WHAT IS EXPECTED:
Count the lines below that contain the word "this" and give only that number.

::: DATA ROWS :::

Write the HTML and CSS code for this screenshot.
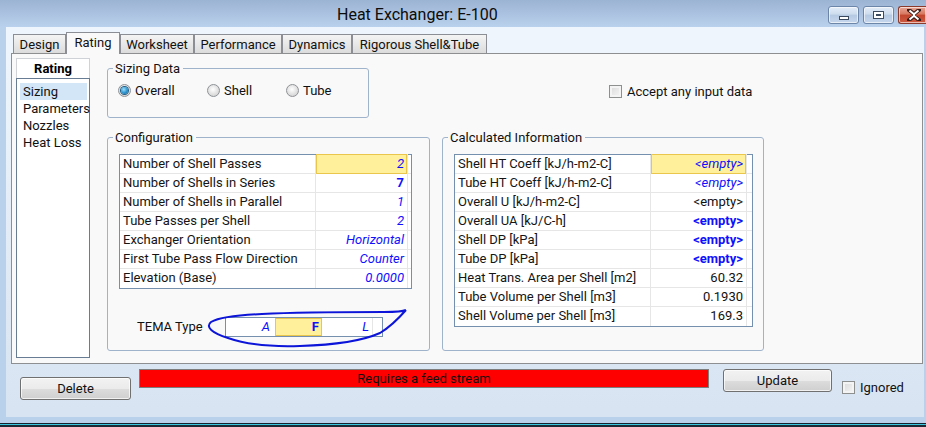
FILE: index.html
```html
<!DOCTYPE html>
<html>
<head>
<meta charset="utf-8">
<title>Heat Exchanger: E-100</title>
<link rel="stylesheet" href="styles.css">
</head>
<body>
<div class="window">
  <div class="titlebar">
    <div class="title">Heat Exchanger: E-100</div>
    <div class="controls">
      <div class="wbtn wmin"><span class="min-glyph"></span></div>
      <div class="wbtn wmax"><span class="max-glyph"></span></div>
      <div class="wbtn wclose">
        <svg width="14" height="12" viewBox="0 0 14 12"><path d="M2 1 L7 5 L12 1 M2 11 L7 7 L12 11 M7 5 L7 7" stroke="#3a1a14" stroke-width="4" fill="none" stroke-linecap="square"/><path d="M2.5 1.5 L7 5.3 L11.5 1.5 M2.5 10.5 L7 6.7 L11.5 10.5 M7 5 L7 7" stroke="#ffffff" stroke-width="2" fill="none"/></svg>
      </div>
    </div>
  </div>
  <div class="frame">
    <div class="client">
      <div class="tabs">
        <div class="tab t-design">Design</div>
        <div class="tab t-rating active">Rating</div>
        <div class="tab t-work">Worksheet</div>
        <div class="tab t-perf">Performance</div>
        <div class="tab t-dyn">Dynamics</div>
        <div class="tab t-rig">Rigorous Shell&amp;Tube</div>
      </div>
      <div class="panel">
        <div class="nav">
          <div class="nav-head">Rating</div>
          <div class="nav-list">
            <div class="nav-item active">Sizing</div>
            <div class="nav-item">Parameters</div>
            <div class="nav-item">Nozzles</div>
            <div class="nav-item">Heat Loss</div>
          </div>
        </div>
        <div class="main">
          <div class="row1">
            <fieldset class="group sizing">
              <legend>Sizing Data</legend>
              <div class="radios">
                <div class="radio r-overall"><span class="dot on"></span>Overall</div>
                <div class="radio r-shell"><span class="dot"></span>Shell</div>
                <div class="radio r-tube"><span class="dot"></span>Tube</div>
              </div>
            </fieldset>
            <div class="check accept"><span class="cbox"></span>Accept any input data</div>
          </div>
          <div class="row2">
            <fieldset class="group config">
              <legend>Configuration</legend>
              <div class="group-body">
                <div class="ptable cfg">
                  <div class="prow"><div class="lbl">Number of Shell Passes</div><div class="val sel it blue">2</div><div class="pad"></div></div>
                  <div class="prow"><div class="lbl">Number of Shells in Series</div><div class="val bold blue">7</div><div class="pad"></div></div>
                  <div class="prow"><div class="lbl">Number of Shells in Parallel</div><div class="val it blue">1</div><div class="pad"></div></div>
                  <div class="prow"><div class="lbl">Tube Passes per Shell</div><div class="val it blue">2</div><div class="pad"></div></div>
                  <div class="prow"><div class="lbl">Exchanger Orientation</div><div class="val it blue">Horizontal</div><div class="pad"></div></div>
                  <div class="prow"><div class="lbl">First Tube Pass Flow Direction</div><div class="val it blue">Counter</div><div class="pad"></div></div>
                  <div class="prow last"><div class="lbl">Elevation (Base)</div><div class="val it blue">0.0000</div><div class="pad"></div></div>
                </div>
                <div class="tema-row">
                  <div class="tema-label">TEMA Type</div>
                  <div class="tema-box">
                    <div class="tcell ta it blue">A</div>
                    <div class="tcell tf bold blue">F</div>
                    <div class="tcell tl it blue">L</div>
                    <div class="tcell tpad"></div>
                  </div>
                  <svg class="lasso" viewBox="200 304 215 48" width="215" height="48">
                    <path d="M406 310 C402 312 396 312 384 312 C350 312 300 312 262 314 C238 315 218 318 211 322 C205 327 212 333 228 338 C248 345 272 347 300 346 C335 345 362 341 380 333 C390 327 399 318 406 310" fill="none" stroke="#0b14d8" stroke-width="2" stroke-linejoin="round"/>
                  </svg>
                </div>
              </div>
            </fieldset>
            <fieldset class="group calc">
              <legend>Calculated Information</legend>
              <div class="group-body">
                <div class="ptable cal">
                  <div class="prow"><div class="lbl">Shell HT Coeff [kJ/h-m2-C]</div><div class="val sel it blue">&lt;empty&gt;</div><div class="pad"></div></div>
                  <div class="prow"><div class="lbl">Tube HT Coeff [kJ/h-m2-C]</div><div class="val it blue">&lt;empty&gt;</div><div class="pad"></div></div>
                  <div class="prow"><div class="lbl">Overall U [kJ/h-m2-C]</div><div class="val">&lt;empty&gt;</div><div class="pad"></div></div>
                  <div class="prow"><div class="lbl">Overall UA [kJ/C-h]</div><div class="val bold blue">&lt;empty&gt;</div><div class="pad"></div></div>
                  <div class="prow"><div class="lbl">Shell DP [kPa]</div><div class="val bold blue">&lt;empty&gt;</div><div class="pad"></div></div>
                  <div class="prow"><div class="lbl">Tube DP [kPa]</div><div class="val bold blue">&lt;empty&gt;</div><div class="pad"></div></div>
                  <div class="prow"><div class="lbl">Heat Trans. Area per Shell [m2]</div><div class="val">60.32</div><div class="pad"></div></div>
                  <div class="prow"><div class="lbl">Tube Volume per Shell [m3]</div><div class="val">0.1930</div><div class="pad"></div></div>
                  <div class="prow last"><div class="lbl">Shell Volume per Shell [m3]</div><div class="val">169.3</div><div class="pad"></div></div>
                </div>
              </div>
            </fieldset>
          </div>
        </div>
      </div>
      <div class="bottombar">
        <div class="btn delete">Delete</div>
        <div class="status">Requires a feed stream</div>
        <div class="btn update">Update</div>
        <div class="check ignored"><span class="cbox"></span>Ignored</div>
      </div>
    </div>
  </div>
  <div class="bottom-edge"></div>
</div>
</body>
</html>
```
FILE: styles.css
```css
* { box-sizing: border-box; }
html, body { margin: 0; padding: 0; }
body {
  width: 926px;
  height: 427px;
  overflow: hidden;
  background: #b9d1ea;
  font-family: Roboto, "Noto Sans", sans-serif;
  font-size: 13px;
  color: #111;
}
.window { display: flex; flex-direction: column; width: 926px; height: 427px; }

/* title bar */
.titlebar {
  height: 27px;
  flex: none;
  display: flex;
  align-items: flex-start;
  background: linear-gradient(#9cb4d3, #b9d1ec);
}
.title {
  padding-left: 337px;
  font-size: 16px;
  line-height: 30px;
  color: #0c0c0c;
  white-space: nowrap;
}
.controls { margin-left: auto; display: flex; gap: 4px; padding-top: 6px; }
.wbtn {
  width: 31px;
  height: 18px;
  border: 1px solid #6c86aa;
  border-radius: 3px;
  display: flex;
  align-items: center;
  justify-content: center;
  background: linear-gradient(#e4edf8 0%, #cddcee 45%, #b5c9e3 50%, #c6d7ec 100%);
  box-shadow: inset 0 0 0 1px rgba(255,255,255,0.6);
}
.min-glyph {
  width: 10px; height: 4px; margin-top: 5px;
  background: #fff; border: 1px solid #3b4a5e;
}
.max-glyph {
  width: 11px; height: 8px;
  border: 1px solid #3b4a5e;
  box-shadow: inset 0 0 0 2px #fff, inset 0 0 0 3px #3b4a5e;
  background: #c6d7ec;
}
.wclose {
  width: 28px;
  border-right: none;
  border-radius: 3px 0 0 3px;
  border-color: #8b3a2c;
  background: linear-gradient(#e7a698 0%, #d7775f 45%, #c2462e 50%, #cd5a40 100%);
  justify-content: flex-start;
  padding-left: 8px;
}

/* frame */
.frame { flex: none; height: 390px; display: flex; padding-left: 6px; }
.client {
  width: 918px;
  height: 390px;
  padding: 0 1px 0 5px;
  display: flex;
  flex-direction: column;
  background: linear-gradient(#eef5fc 0px, #eef5fc 30px, #d8e4f2 380px);
}
.bottom-edge {
  flex: 1;
  background: linear-gradient(#b9d1ea 0px, #b9d1ea 6px, #16232f 6px, #16232f 7px, #38c9e1 7px, #38c9e1 8px, #1c2a36 8px);
}

/* tabs */
.tabs { height: 26px; flex: none; display: flex; align-items: flex-end; padding-left: 2px; }
.tab {
  height: 19px;
  border: 1px solid #8b8e94;
  border-bottom: none;
  background: linear-gradient(#f4f4f4, #dcdcdc);
  text-align: center;
  line-height: 19px;
  white-space: nowrap;
  color: #111;
}
.tab.active {
  height: 22px;
  margin-bottom: -1px;
  position: relative;
  z-index: 1;
  background: #f9f9f9;
  line-height: 20px;
}
.t-design { width: 53px; }
.t-rating { width: 54px; }
.t-work { width: 74px; }
.t-perf { width: 88px; }
.t-dyn { width: 70px; }
.t-rig { width: 135px; }

/* panel */
.panel {
  height: 311px;
  flex: none;
  border: 1px solid #8e8f90;
  background: #f9f9f9;
  padding: 4px 0 0 4px;
  display: flex;
  align-items: flex-start;
}
.nav { width: 74px; height: 300px; display: flex; flex-direction: column; }
.nav-head {
  height: 20px;
  border: 1px solid #cfd3d8;
  border-bottom: none;
  background: #fff;
  text-align: center;
  font-weight: bold;
  line-height: 20px;
  color: #000;
}
.nav-list {
  flex: 1;
  border: 1px solid #687d94;
  background: #fff;
  padding: 4px 2px 0 3px;
}
.nav-item { height: 17px; line-height: 17px; padding-left: 3px; color: #111; white-space: nowrap; }
.nav-item.active { background: #d2e6f8; }

.main { margin-left: 17px; display: flex; flex-direction: column; }
.row1 { display: flex; align-items: flex-start; margin-top: 2px; }
.row2 { display: flex; align-items: flex-start; margin-top: 11px; gap: 12px; }

fieldset.group {
  margin: 0;
  padding: 0;
  min-width: 0;
  border: 1px solid #9fb3cb;
  border-radius: 3px;
}
fieldset.group legend {
  margin-left: 5px;
  padding: 0 3px 0 2px;
  line-height: 17px;
  color: #111;
}
.sizing { width: 262px; }
.radios {
  height: 40px;
  padding: 5px 0 0 10px;
  display: grid;
  grid-template-columns: 89px 79px auto;
  align-items: start;
}
.radio { display: flex; align-items: center; height: 17px; line-height: 17px; }
.dot {
  width: 13px; height: 13px;
  border-radius: 50%;
  border: 1px solid #8f9296;
  background: radial-gradient(circle at 45% 40%, #ffffff 0%, #e6e6e6 45%, #c9c9c9 100%);
  margin-right: 4px;
  flex: none;
  display: flex;
  align-items: center;
  justify-content: center;
}
.dot.on::after {
  content: "";
  width: 7px; height: 7px;
  border-radius: 50%;
  background: radial-gradient(circle at 40% 35%, #9fe0fb 0%, #2b93cf 55%, #145a8a 100%);
  box-shadow: 0 0 0 1px #1f5d86;
}

.check { display: flex; align-items: center; height: 17px; line-height: 17px; white-space: nowrap; color: #111; }
.cbox {
  width: 13px; height: 13px;
  border: 1px solid #8e8f8f;
  background: linear-gradient(135deg, #d9d9d9, #f7f7f7);
  box-shadow: inset 0 0 0 2px #f4f4f4;
  margin-right: 5px;
  flex: none;
}
.accept { margin-left: 240px; margin-top: 23px; }

.config { width: 323px; }
.calc { width: 322px; }
.group-body { height: 204px; padding: 8px 0 0 11px; }

.ptable { border: 1px solid #7590af; background: #fff; }
.cfg { width: 293px; }
.cal { width: 299px; }
.prow { display: flex; height: 19px; border-bottom: 1px solid #e6e6e6; }
.prow.last { border-bottom: none; height: 19px; }
.lbl {
  border-right: 1px solid #e6e6e6;
  padding-left: 3px;
  line-height: 18px;
  white-space: nowrap;
  color: #151515;
}
.cfg .lbl { width: 196px; }
.cal .lbl { width: 196px; }
.val {
  text-align: right;
  padding-right: 3px;
  line-height: 18px;
  border-right: 1px solid #e6e6e6;
  white-space: nowrap;
  color: #111;
}
.cfg .val { width: 92px; }
.cal .val { width: 96px; }
.pad { flex: 1; }
.val.sel {
  background: #fff09c;
  box-shadow: inset 0 0 0 1px #ebc64c;
  height: 20px;
  margin-top: -1px;
  margin-bottom: -1px;
  line-height: 20px;
  position: relative;
}
.blue { color: #1010ff; }
.it { font-style: italic; }
.bold { font-weight: bold; }

.tema-row {
  position: relative;
  display: flex;
  align-items: center;
  height: 20px;
  margin-top: 28px;
  padding-left: 18px;
}
.tema-label { width: 88px; line-height: 20px; color: #111; }
.tema-box {
  display: flex;
  width: 158px;
  height: 20px;
  border: 1px solid #7590af;
  background: #fff;
}
.tcell { text-align: right; line-height: 18px; padding-right: 5px; }
.ta { width: 49px; }
.tf { width: 47px; padding-right: 3px; background: #fff09c; box-shadow: inset 0 0 0 1px #ebc64c; }
.tl { width: 51px; border-right: 1px solid #e6e6e6; padding-right: 3px; }
.tpad { flex: 1; }
.lasso { position: absolute; left: 81px; top: -13px; overflow: visible; pointer-events: none; }

/* bottom bar */
.bottombar { height: 53px; flex: none; display: flex; align-items: flex-start; padding-left: 9px; }
.btn {
  height: 23px;
  border: 1px solid #707070;
  border-radius: 3px;
  background: linear-gradient(#f2f2f2 0%, #ebebeb 50%, #dddddd 51%, #cfcfcf 100%);
  box-shadow: inset 0 0 0 1px rgba(255,255,255,0.7);
  text-align: center;
  line-height: 21px;
  color: #111;
}
.delete { width: 111px; margin-top: 13px; }
.status {
  width: 570px;
  height: 19px;
  margin-left: 8px;
  margin-top: 5px;
  background: #ff0000;
  border: 1px solid #7d7d7d;
  text-align: center;
  line-height: 17px;
  color: #111;
}
.update { width: 109px; margin-left: 14px; margin-top: 5px; }
.ignored { margin-left: 10px; margin-top: 15px; }
```
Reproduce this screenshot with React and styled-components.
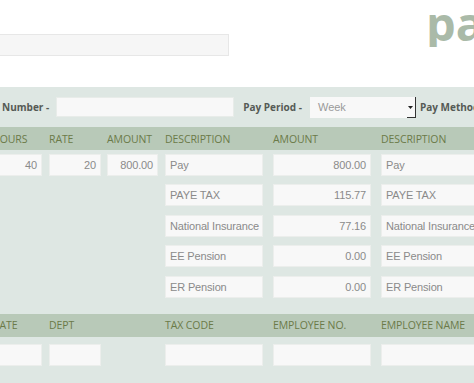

:::

RESULT OF THE TASK:
2